┌──

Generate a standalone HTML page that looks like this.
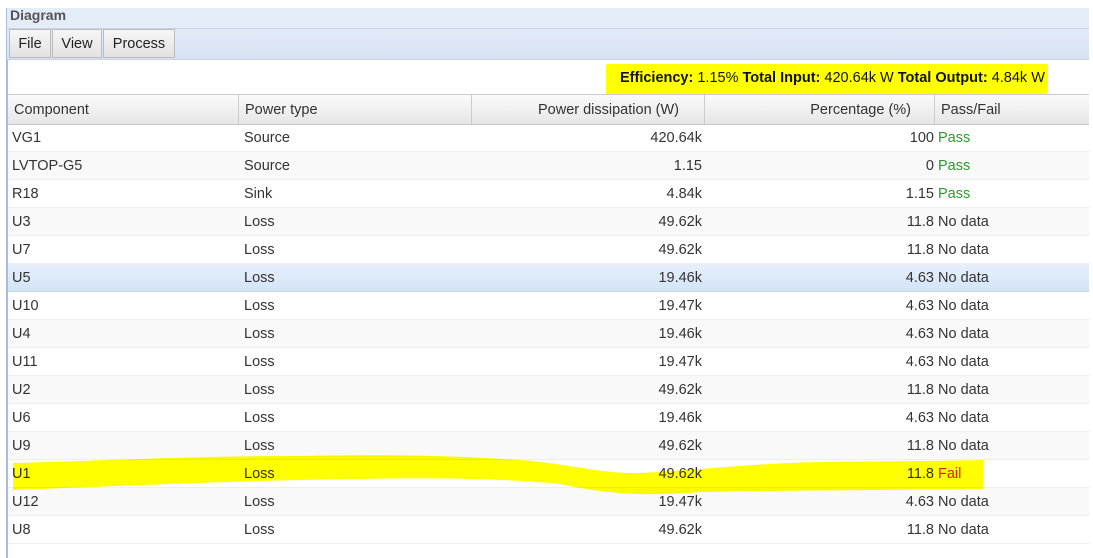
<!DOCTYPE html>
<html><head><style>
*{margin:0;padding:0;box-sizing:border-box}
body{width:1093px;height:558px;background:#fff;font-family:"Liberation Sans",Arial,sans-serif;font-size:14.5px;color:#333;position:relative;overflow:hidden}
.title{position:absolute;left:7px;top:8px;width:1082px;height:21px;background:#e4ecf8;border-bottom:1px solid #c8d4e6;font-weight:bold;font-size:14px;color:#555;line-height:14px}
.tb{position:absolute;left:7px;top:29px;width:1082px;height:31px;background:linear-gradient(#e3ebf8,#d6e2f4);border-bottom:1px solid #c9d3e2}
.btn{position:absolute;top:0;height:29px;background:linear-gradient(#f6f6f6,#e2e2e2);border:1px solid #bbb;line-height:29px;text-align:center;color:#222;font-size:14.5px}
.lb{position:absolute;left:6px;top:8px;width:2px;height:550px;background:#a9bcdc}
.hl{position:absolute;background:#ffff00}
.eff{position:absolute;left:620px;top:70px;font-size:14.5px;color:#111;white-space:nowrap}
.hdr{position:absolute;left:8px;top:94px;width:1081px;height:31px;background:linear-gradient(#fafafa,#e6e6e6);border-top:1px solid #ccc;border-bottom:1px solid #c8c8c8}
.hdr div{position:absolute;top:0;height:29px;line-height:30px;border-right:1px solid #ccc;color:#333;padding:0 6px}
.row{position:absolute;left:8px;width:1081px;height:28px;line-height:28px;border-bottom:1px solid #eee}
.row span{position:absolute;top:0}
.g{background:#f9f9f9}
.sel{background:linear-gradient(#e6f0fb,#d3e4f7);border-bottom:1px solid #c5d8ef}
.pass{color:#2a9a2a}.fail{color:#e02020}
</style></head><body>
<div class="lb"></div>
<div class="title"><span style="position:relative;left:3px;top:0px">Diagram</span></div>
<div class="tb">
<div class="btn" style="left:2px;width:42px">File</div>
<div class="btn" style="left:45px;width:50px">View</div>
<div class="btn" style="left:96px;width:72px">Process</div>
</div>
<div class="hl" style="left:606px;top:64px;width:442px;height:33px;border-radius:2px 2px 8px 2px"></div>
<div class="eff"><b>Efficiency:</b> 1.15% <b>Total Input:</b> 420.64k W <b>Total Output:</b> 4.84k W</div>
<div class="hdr">
<div style="left:0;width:231px">Component</div>
<div style="left:231px;width:233px">Power type</div>
<div style="left:464px;width:233px;text-align:right;padding-right:25px">Power dissipation (W)</div>
<div style="left:697px;width:230px;text-align:right;padding-right:23px">Percentage (%)</div>
<div style="left:927px;width:154px;border-right:none">Pass/Fail</div>
</div>
<div id="rows"></div>
<svg style="position:absolute;left:0;top:0;mix-blend-mode:multiply" width="1093" height="558"><path d="M13 463 C120 460 200 456 300 456 C400 454 460 456 520 460 C570 464 600 474 640 473 C700 470 760 463 820 462 C900 461 950 461 983 460 L983 489 C900 490 800 490 700 492 C650 496 610 495 560 484 C500 478 430 477 300 480 C200 482 100 487 13 490 Z" fill="#ffff00"/></svg>
<script>
var d=[["VG1","Source","420.64k","100","Pass"],["LVTOP-G5","Source","1.15","0","Pass"],["R18","Sink","4.84k","1.15","Pass"],["U3","Loss","49.62k","11.8","No data"],["U7","Loss","49.62k","11.8","No data"],["U5","Loss","19.46k","4.63","No data"],["U10","Loss","19.47k","4.63","No data"],["U4","Loss","19.46k","4.63","No data"],["U11","Loss","19.47k","4.63","No data"],["U2","Loss","49.62k","11.8","No data"],["U6","Loss","19.46k","4.63","No data"],["U9","Loss","49.62k","11.8","No data"],["U1","Loss","49.62k","11.8","Fail"],["U12","Loss","19.47k","4.63","No data"],["U8","Loss","49.62k","11.8","No data"]];
var h="";d.forEach(function(r,i){var c=i==5?"sel":(i%2?"g":"");var pc=r[4]=="Pass"?"pass":(r[4]=="Fail"?"fail":"");
h+='<div class="row '+c+'" style="top:'+(124+i*28)+'px"><span style="left:4px">'+r[0]+'</span><span style="left:236px">'+r[1]+'</span><span style="right:387px">'+r[2]+'</span><span style="right:155px">'+r[3]+'</span><span class="'+pc+'" style="left:930px">'+r[4]+'</span></div>';});
document.getElementById("rows").innerHTML=h;
</script>
</body></html>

└──

**Aim**
Using the data above, print every line exactly, omitting pictures.

**Correct result**
Generate a standalone HTML page that looks like this.
<!DOCTYPE html>
<html><head><style>
*{margin:0;padding:0;box-sizing:border-box}
body{width:1093px;height:558px;background:#fff;font-family:"Liberation Sans",Arial,sans-serif;font-size:14.5px;color:#333;position:relative;overflow:hidden}
.title{position:absolute;left:7px;top:8px;width:1082px;height:21px;background:#e4ecf8;border-bottom:1px solid #c8d4e6;font-weight:bold;font-size:14px;color:#555;line-height:14px}
.tb{position:absolute;left:7px;top:29px;width:1082px;height:31px;background:linear-gradient(#e3ebf8,#d6e2f4);border-bottom:1px solid #c9d3e2}
.btn{position:absolute;top:0;height:29px;background:linear-gradient(#f6f6f6,#e2e2e2);border:1px solid #bbb;line-height:29px;text-align:center;color:#222;font-size:14.5px}
.lb{position:absolute;left:6px;top:8px;width:2px;height:550px;background:#a9bcdc}
.hl{position:absolute;background:#ffff00}
.eff{position:absolute;left:620px;top:70px;font-size:14.5px;color:#111;white-space:nowrap}
.hdr{position:absolute;left:8px;top:94px;width:1081px;height:31px;background:linear-gradient(#fafafa,#e6e6e6);border-top:1px solid #ccc;border-bottom:1px solid #c8c8c8}
.hdr div{position:absolute;top:0;height:29px;line-height:30px;border-right:1px solid #ccc;color:#333;padding:0 6px}
.row{position:absolute;left:8px;width:1081px;height:28px;line-height:28px;border-bottom:1px solid #eee}
.row span{position:absolute;top:0}
.g{background:#f9f9f9}
.sel{background:linear-gradient(#e6f0fb,#d3e4f7);border-bottom:1px solid #c5d8ef}
.pass{color:#2a9a2a}.fail{color:#e02020}
</style></head><body>
<div class="lb"></div>
<div class="title"><span style="position:relative;left:3px;top:0px">Diagram</span></div>
<div class="tb">
<div class="btn" style="left:2px;width:42px">File</div>
<div class="btn" style="left:45px;width:50px">View</div>
<div class="btn" style="left:96px;width:72px">Process</div>
</div>
<div class="hl" style="left:606px;top:64px;width:442px;height:33px;border-radius:2px 2px 8px 2px"></div>
<div class="eff"><b>Efficiency:</b> 1.15% <b>Total Input:</b> 420.64k W <b>Total Output:</b> 4.84k W</div>
<div class="hdr">
<div style="left:0;width:231px">Component</div>
<div style="left:231px;width:233px">Power type</div>
<div style="left:464px;width:233px;text-align:right;padding-right:25px">Power dissipation (W)</div>
<div style="left:697px;width:230px;text-align:right;padding-right:23px">Percentage (%)</div>
<div style="left:927px;width:154px;border-right:none">Pass/Fail</div>
</div>
<div id="rows"></div>
<svg style="position:absolute;left:0;top:0;mix-blend-mode:multiply" width="1093" height="558"><path d="M13 463 C120 460 200 456 300 456 C400 454 460 456 520 460 C570 464 600 474 640 473 C700 470 760 463 820 462 C900 461 950 461 983 460 L983 489 C900 490 800 490 700 492 C650 496 610 495 560 484 C500 478 430 477 300 480 C200 482 100 487 13 490 Z" fill="#ffff00"/></svg>
<script>
var d=[["VG1","Source","420.64k","100","Pass"],["LVTOP-G5","Source","1.15","0","Pass"],["R18","Sink","4.84k","1.15","Pass"],["U3","Loss","49.62k","11.8","No data"],["U7","Loss","49.62k","11.8","No data"],["U5","Loss","19.46k","4.63","No data"],["U10","Loss","19.47k","4.63","No data"],["U4","Loss","19.46k","4.63","No data"],["U11","Loss","19.47k","4.63","No data"],["U2","Loss","49.62k","11.8","No data"],["U6","Loss","19.46k","4.63","No data"],["U9","Loss","49.62k","11.8","No data"],["U1","Loss","49.62k","11.8","Fail"],["U12","Loss","19.47k","4.63","No data"],["U8","Loss","49.62k","11.8","No data"]];
var h="";d.forEach(function(r,i){var c=i==5?"sel":(i%2?"g":"");var pc=r[4]=="Pass"?"pass":(r[4]=="Fail"?"fail":"");
h+='<div class="row '+c+'" style="top:'+(124+i*28)+'px"><span style="left:4px">'+r[0]+'</span><span style="left:236px">'+r[1]+'</span><span style="right:387px">'+r[2]+'</span><span style="right:155px">'+r[3]+'</span><span class="'+pc+'" style="left:930px">'+r[4]+'</span></div>';});
document.getElementById("rows").innerHTML=h;
</script>
</body></html>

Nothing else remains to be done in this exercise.